The fyrd.helpers module defines several simple functions that allow more complex job handling.

The helpers are all high level functions that are not required for the library but make difficult jobs easy to assist in the goal of trivially easy cluster submission.

Pandas

The most important function in fyrd.helpers is parapply(), which allows the user to submit a pandas.DataFrame.apply method to the cluster in parallel by splitting the DataFrame, submitting jobs, and then recombining the DataFrame at the end, all without leaving any temp files behind. e.g.:

df = pandas.read_csv('my_huge_file.txt')
df = fyrd.helpers.parapply(100, df, long_running_function, profile='fast')

That command will split the dataframe into 100 pieces, submit each to the cluster as a different job with the profile ‘fast’, and then recombine them into a single DataFrame again at the end.

parapply_summary behaves similarly but assumes that the function summarizes the data rather than returning a DataFrame of the same size. It thus runs the function on the resulting DataFrame also, allowing all dfs to be merged. e.g.:

df = fyrd.helpers.parapply_summary(df, numpy.mean)

This will return just the mean of all the numeric columns, parapply would return a DataFrame with duplicates for every submitted job.

Running on a split file

The splitrun function behaves similarly to the parapply() function, with the exception that it works on a filesystem file instead, which it splits into pieces. It then runs your job on all of the pieces and attempts to recombine them, deleting the intermediate files as it goes.

If you specify an output file, the outputs are merged and places into that file, otherwise, if the outputs are a string (always true for scripts), the function returns a merged string. If the outputs are not strings, then the function just returns a list out outputs that you will have to combine yourself.

The key to this function is that if the job is a script, it must at a minimum contain ‘{file}’ where the file argument goes, and if the job is a function it must contain and argument or keyword argument that matches ‘<file>’.

If you expect the job to have and output, you must provide the outfile= argument too, and be sure that ‘{outfile}’ is present in the script, if a script, or ‘<outfile>’ is in either args or kwargs if a function.

In addition, you should pass inheader=True if the input file has a header line, and outheader=True if the same is true for the outfile. It is very important to pass these arguments, because they both will strip the top line from a file if True. Importantly, if inheader is True on a file without a header, the top line will appear at the top of every broken up file.

Examples:

script = """my_long_script --in {file} --out {outfile}"""
outfile = fyrd.helpers.splitrun(
    100, 'huge_file.txt', script, name='my_job', profile='long',
    outfile='output.txt', inheader=True, outheader=True
)
output = fyrd.helpers.splitrun(
    100, 'huge_file.txt', function, args=('<file>',), name='my_job',
    profile='long', outfile='output.txt', inheader=True, outheader=True
)

Queue Management

Queue handling is done by the Queue class in the fyrd.queue module. This class calls the fyrd.queue.queue_parser iterator which in turn calls either fyrd.queue.torque_queue_parser or fyrd.queue.slurm_queue_parser depending on the detected cluster environment (set by fyrd.queue.QUEUE_MODE and overridden by the ‘queue_type’ config option if desired (not necessary, queue type is auto-detected)).
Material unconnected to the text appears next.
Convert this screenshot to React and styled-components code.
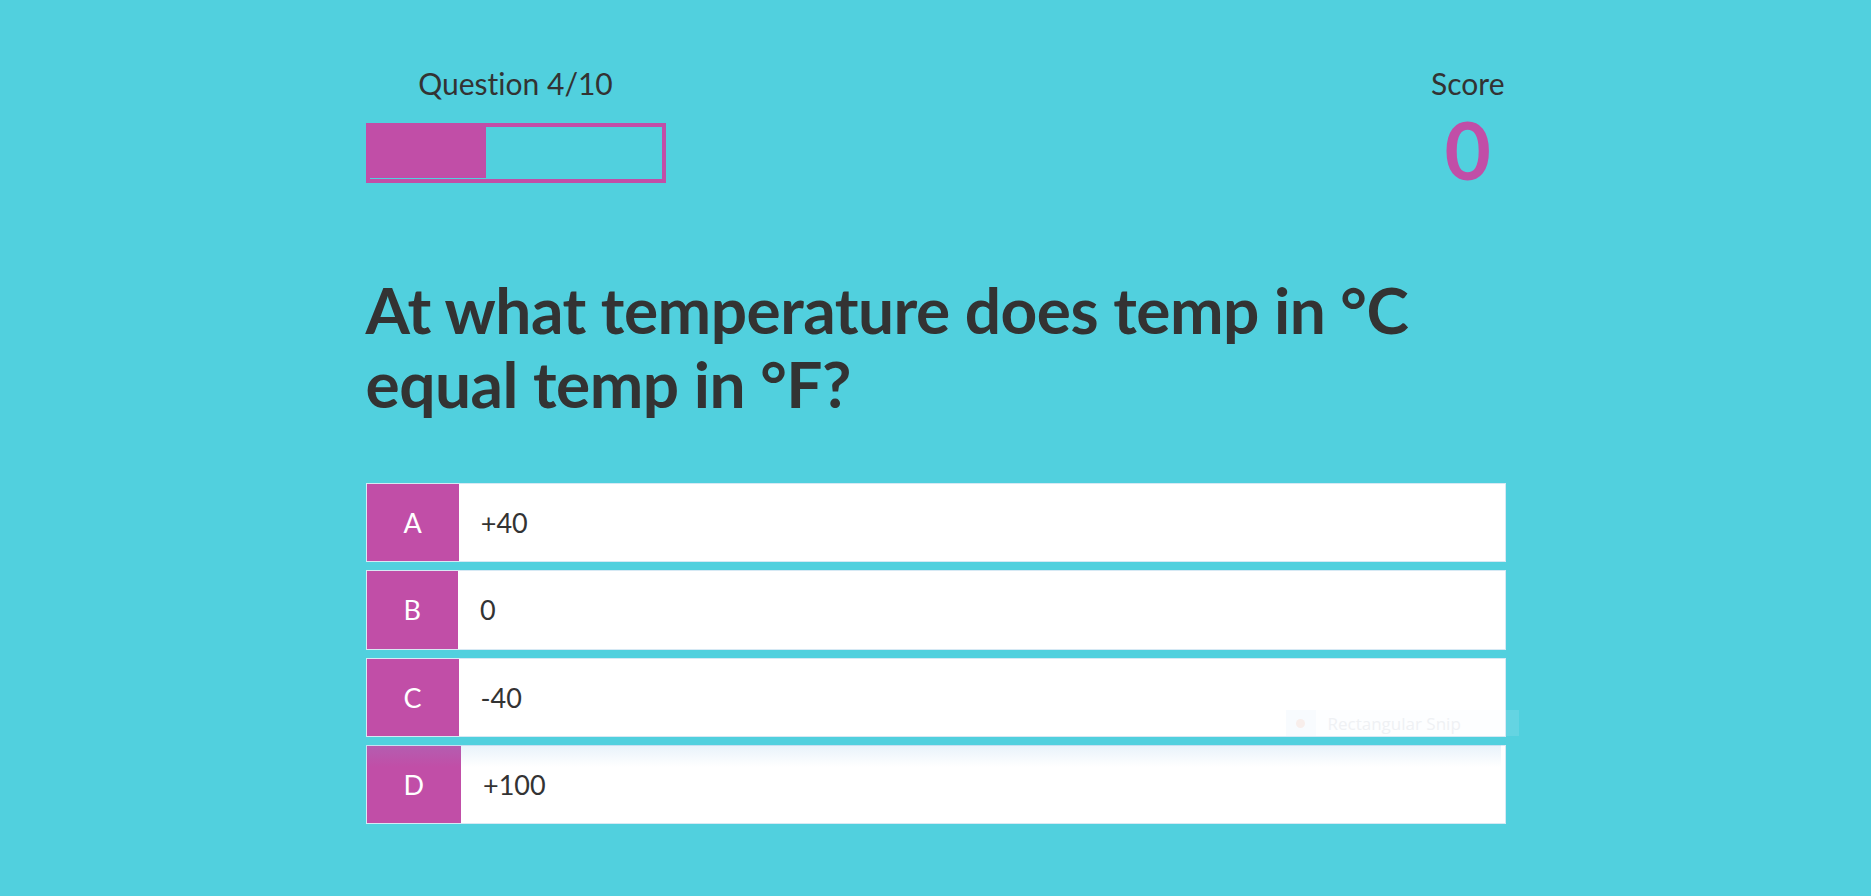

These iterators return the following information from the queue:

job_id, name, userid, partition, state, node-list, node-count, cpu-per-node, exit-code

These pieces of information are used to create QueueJob objects for every job, which are stored in the Queue.jobs attribute (a dictionary). The Queue class provides several properties, attributes, and methods to allow easy filtering of these jobs.
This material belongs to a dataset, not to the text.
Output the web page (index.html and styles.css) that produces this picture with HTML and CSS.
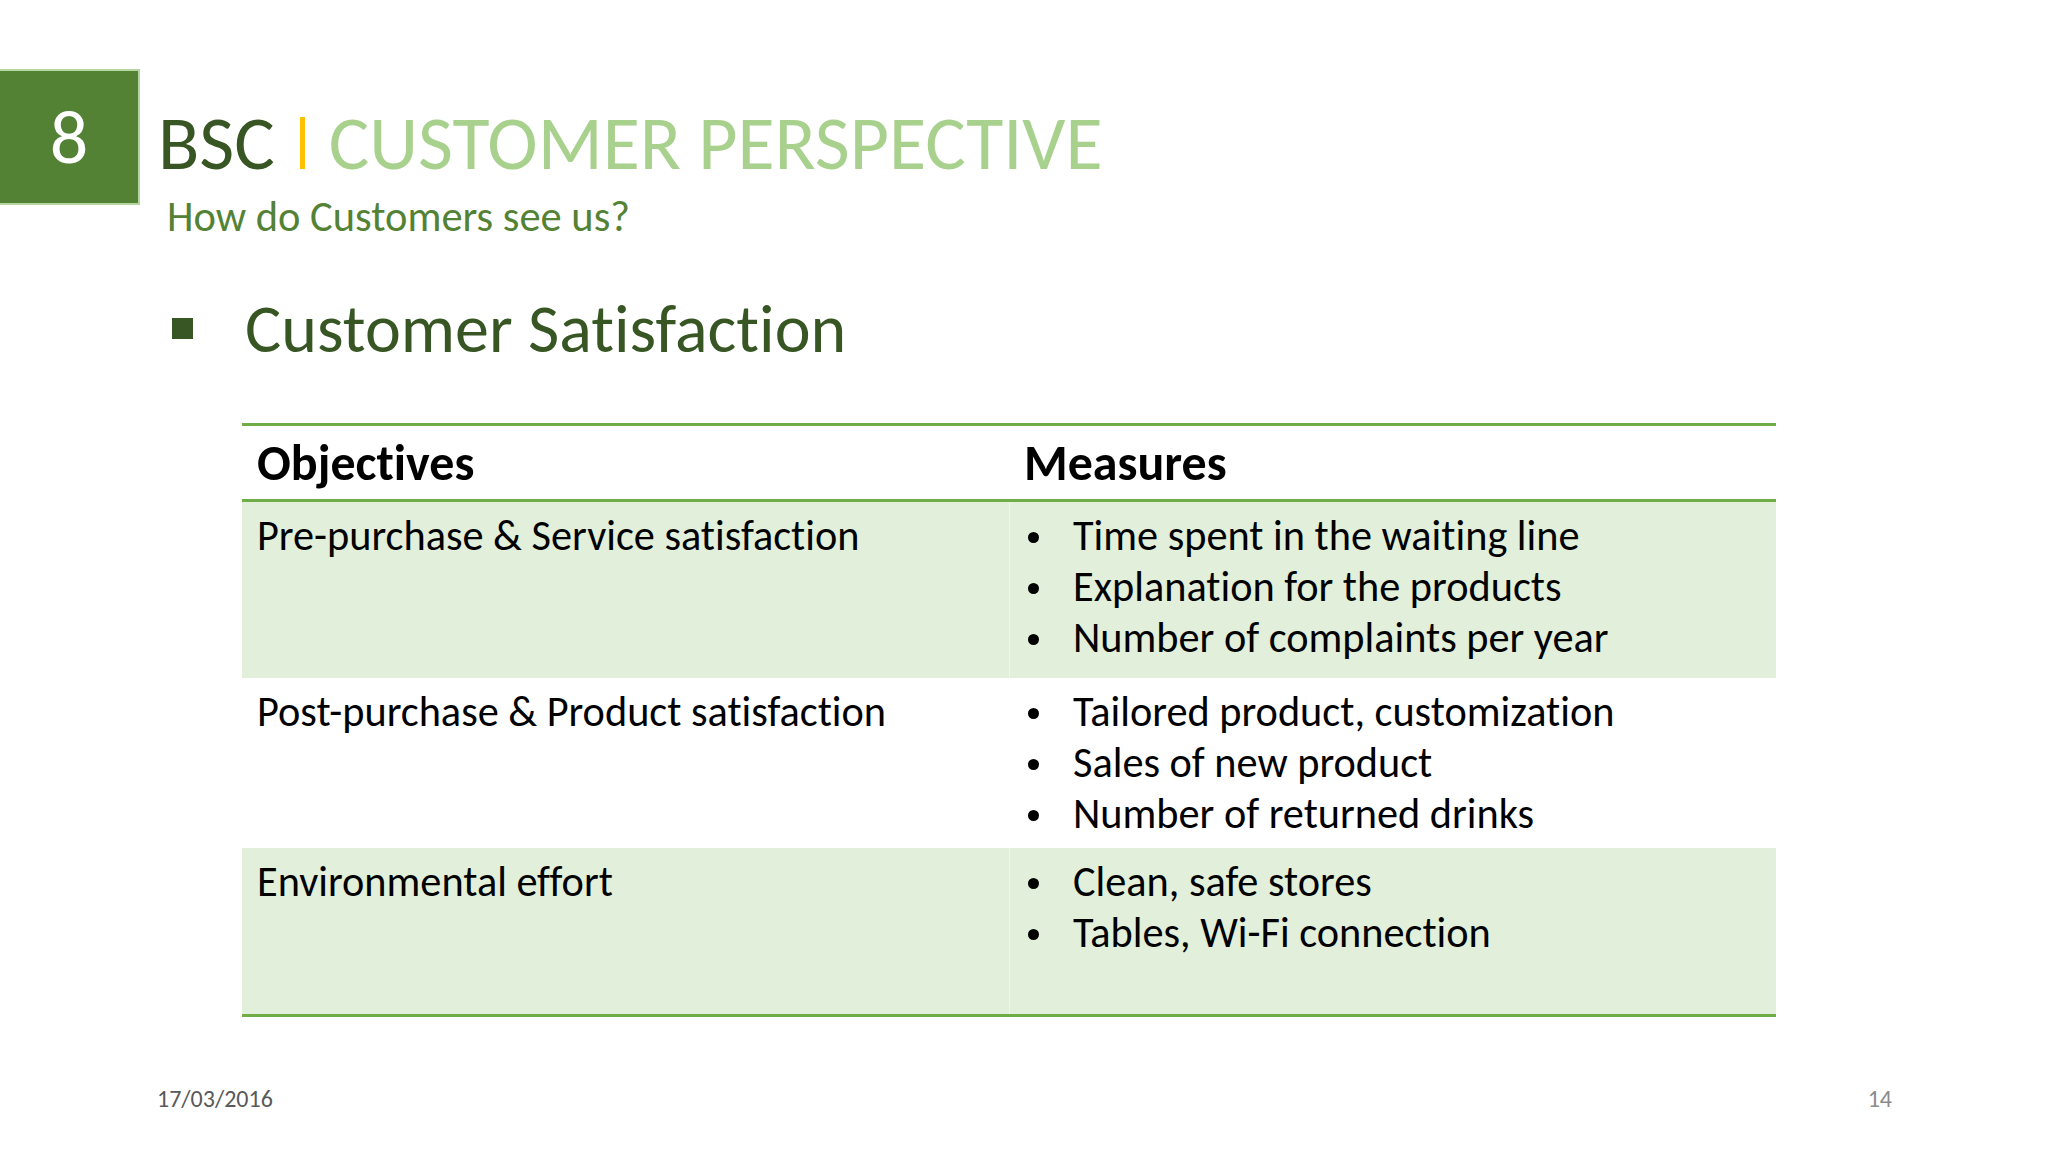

Most important is the QueueJob.state attribute, which holds information on the current state of that job. To get a list of all states in the queue, call the Queue.job_states property, which will return a list of states in the queue. All of these states are also attributes of the Queue class, for example:

fyrd.Queue.completed

returns all completed jobs in the queue as a dictionary (a filtered copy of the .jobs attribute).
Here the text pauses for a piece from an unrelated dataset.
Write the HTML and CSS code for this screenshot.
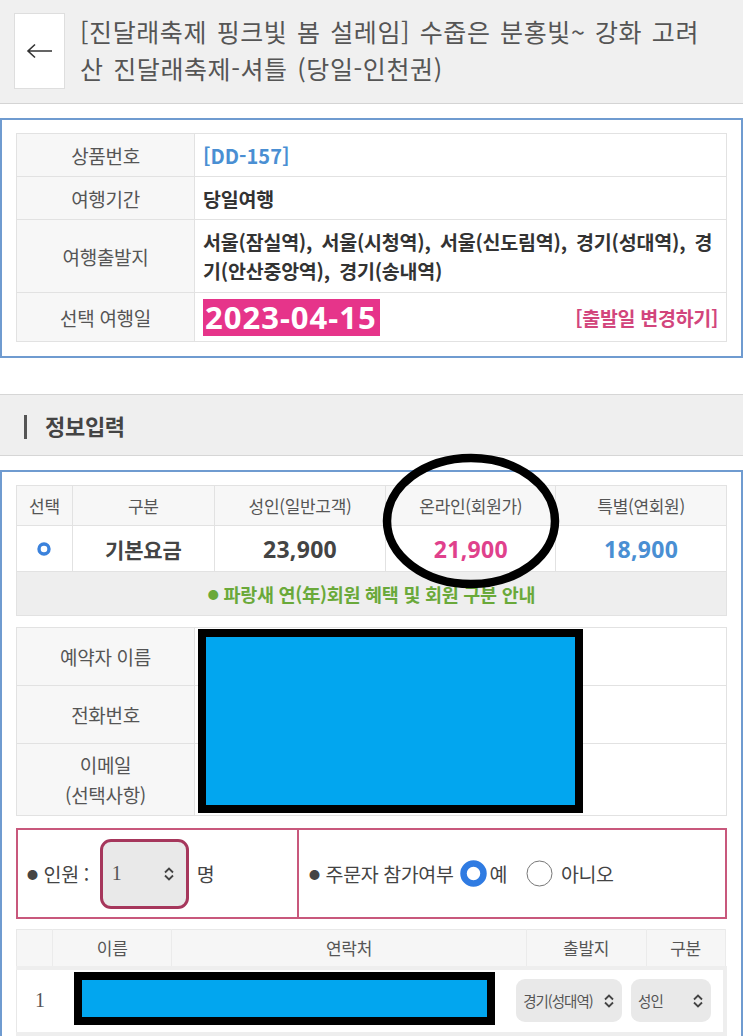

Note: torque states are auto-converted to slurm states, as slurm states are easier to read. e.g. ‘C’ becomes ‘completed’.

The most useful method of Queue is wait(), it will take a list of job numbers or Job objects and wait until all of them are complete. This method is called by the Job.wait() method, and can be called directly to wait for an arbitrary number of jobs.

To wait for all jobs from a given user, you can do this:

q = fyrd.Queue()
q.wait(q.get_user_jobs(['bob', 'fred']))

This task can also be accomplished with the console application:

fyrd wait <job> [<job>...]
fyrd wait -u bob fred

The method can actually be simply accessed as a function instead of needing the Queue class:

fyrd.wait([1,2,3])

To generate a Queue object, do the following:

import fyrd
q = fyrd.Queue(user='self')

This will give you a simple queue object containg a list of jobs that belong to you. If you do not provide user, all jobs are included for all users. You can provide qtype to explicitly force the queue object to contain jobs from one queing system (e.g. local or torque).

To get a dictionary of all jobs, running jobs, queued jobs, and complete jobs, use:

q.jobs
q.running
q.complete
q.queued

Every job is a QueueJob class and has a number of attributes, including owner, nodes, cores, memory.

Config

Many of the important options used by this software are set in a config file and can be managed on the console with fyrd conf ....

For full information see the Configuration section of this documentation.

Logging

I use a custion logging script called logme to log errors. To get verbose output, set fyrd.logme.MIN_LEVEL to ‘debug’ or ‘verbose’. To reduce output, set logme.MIN_LEVEL to ‘warn’.